Robert Lichter of the Center for Media and Public Affairs says that those who blame this new form of journalism on technology — the Internet — ignore misgivings about traditional media that the public has harbored for years.
It started in the '60s and '70s with Vietnam and Watergate, when journalists "decided they had a larger role to play in politics and society," he says. "They weren't just telling people what was going on. They were refereeing among the various contenders for influence by telling us who is telling the truth, who is lying and what the truth is. Once you start doing that, you have created journalism of assertion."
Lichter says traditional media were able to operate that way for decades because "they had no competition.

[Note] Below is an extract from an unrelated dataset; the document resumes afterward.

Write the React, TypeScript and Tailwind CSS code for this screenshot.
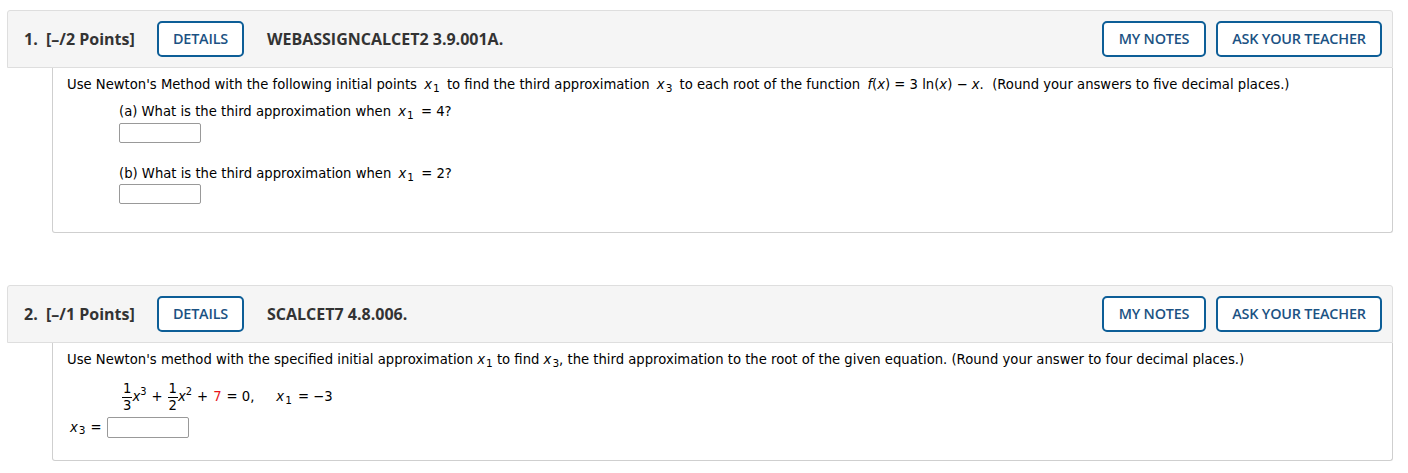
import React from "react";

const head = { fontFamily: '"Open Sans", "Liberation Sans", sans-serif' };
const body = { fontFamily: '"DejaVu Sans", Verdana, sans-serif' };

function Btn({ label, w }: { label: string; w: string }) {
  return (
    <button
      className={`h-[36px] ${w} rounded-[5px] border-2 border-[#0d5e97] bg-white text-[14.4px] font-semibold text-[#1b5283] tracking-[-0.2px]`}
      style={head}
    >
      {label}
    </button>
  );
}

function Header({ num, pts, code }: { num: string; pts: string; code: string }) {
  return (
    <div className="flex h-[58px] items-center rounded-t-[3px] border border-[#dedede] bg-[#f5f5f5] pl-[16px] pr-[10px]" style={head}>
      <span className="w-[133px] text-[16px] font-bold text-[#333]">
        {num}&nbsp; [–/{pts} Points]
      </span>
      <span className="w-[87px]">
        <Btn label="DETAILS" w="w-[87px]" />
      </span>
      <span className="ml-[23px] text-[16px] font-bold text-[#333]">{code}</span>
      <div className="ml-auto flex gap-[10px]">
        <Btn label="MY NOTES" w="w-[104px]" />
        <Btn label="ASK YOUR TEACHER" w="w-[166px]" />
      </div>
    </div>
  );
}

function X({ sub }: { sub: string }) {
  return (
    <span className="italic">
      x<sub className="ml-[1px] not-italic text-[80%]">{sub}</sub>
    </span>
  );
}

function Box({ w = "w-[82px]", h = "h-[20px]" }: { w?: string; h?: string }) {
  return <div className={`${w} ${h} rounded-[2px] border border-[#999] bg-white`} />;
}

function Frac({ n, d }: { n: string; d: string }) {
  return (
    <span className="inline-flex flex-col items-center align-middle leading-[14px]">
      <span className="border-b border-black px-[1px] pb-[1px]">{n}</span>
      <span className="pt-[1px]">{d}</span>
    </span>
  );
}

export default function App() {
  return (
    <div className="w-[1408px] bg-white pl-[7px] pt-[10px] text-black">
      <div className="w-[1386px]">
        <Header num="1." pts="2" code="WEBASSIGNCALCET2 3.9.001A." />
        <div className="ml-[45px] rounded-b-[3px] border-x border-b border-[#cfcfcf] pb-[28px] pl-[14px] pt-[8px] text-[13.2px] leading-[18px]" style={body}>
          <div>
            Use Newton's Method with the following initial points <span className="mx-[3px]"><X sub="1" /></span> to find the third approximation <span className="mx-[3px]"><X sub="3" /></span> to each root of the function <span className="ml-[3px] italic">f</span>(<span className="italic">x</span>) = 3 ln(<span className="italic">x</span>) − <span className="italic">x</span>.&nbsp; (Round your answers to five decimal places.)
          </div>
          <div className="ml-[52px] mt-[9px]">
            (a) What is the third approximation when <span className="mx-[3px]"><X sub="1" /></span> = 4?
          </div>
          <div className="ml-[52px] mt-[2px]">
            <Box />
          </div>
          <div className="ml-[52px] mt-[22px]">
            (b) What is the third approximation when <span className="mx-[3px]"><X sub="1" /></span> = 2?
          </div>
          <div className="ml-[52px] mt-[1px]">
            <Box />
          </div>
        </div>

        <div className="h-[52px]" />

        <Header num="2." pts="1" code="SCALCET7 4.8.006." />
        <div className="ml-[45px] rounded-b-[3px] border-x border-b border-[#cfcfcf] pb-[22px] pl-[14px] pt-[8px] text-[13.2px] leading-[18px]" style={body}>
          <div>
            Use Newton's method with the specified initial approximation <X sub="1" /> to find <X sub="3" />, the third approximation to the root of the given equation. (Round your answer to four decimal places.)
          </div>
          <div className="ml-[55px] mt-[12px] flex h-[32px] items-center">
            <Frac n="1" d="3" />
            <span className="italic">x</span>
            <sup>3</sup>
            <span className="mx-[5px]">+</span>
            <Frac n="1" d="2" />
            <span className="italic">x</span>
            <sup>2</sup>
            <span className="mx-[5px]">+</span>
            <span className="text-[#e8141b]">7</span>
            <span className="ml-[5px]">= 0,</span>
            <span className="ml-[22px]"><X sub="1" /></span>
            <span className="ml-[6px]">= −3</span>
          </div>
          <div className="mt-[4px] flex items-center">
            <span className="ml-[3px]"><X sub="3" /></span>
            <span className="ml-[5px] mr-[5px]">=</span>
            <Box h="h-[21px]" />
          </div>
        </div>
      </div>
    </div>
  );
}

The politicians could yell and scream, but journalists could say, 'We're the public tribunes. We have the constitutional right to tell the public that you are lying.'
"Now the 'right' that professional journalists asserted in the '60s is being claimed by bloggers. Journalistic arrogance is coming back to roost."
Rosenstiel says the media have to carve out a new role for themselves. Instead of being so-called gatekeepers of information — deciding what the public needs or does not need to know — traditional media may have to evolve into "authenticators, to tell people: 'What here in this increasingly crazy world can I trust?' It's easier said than done."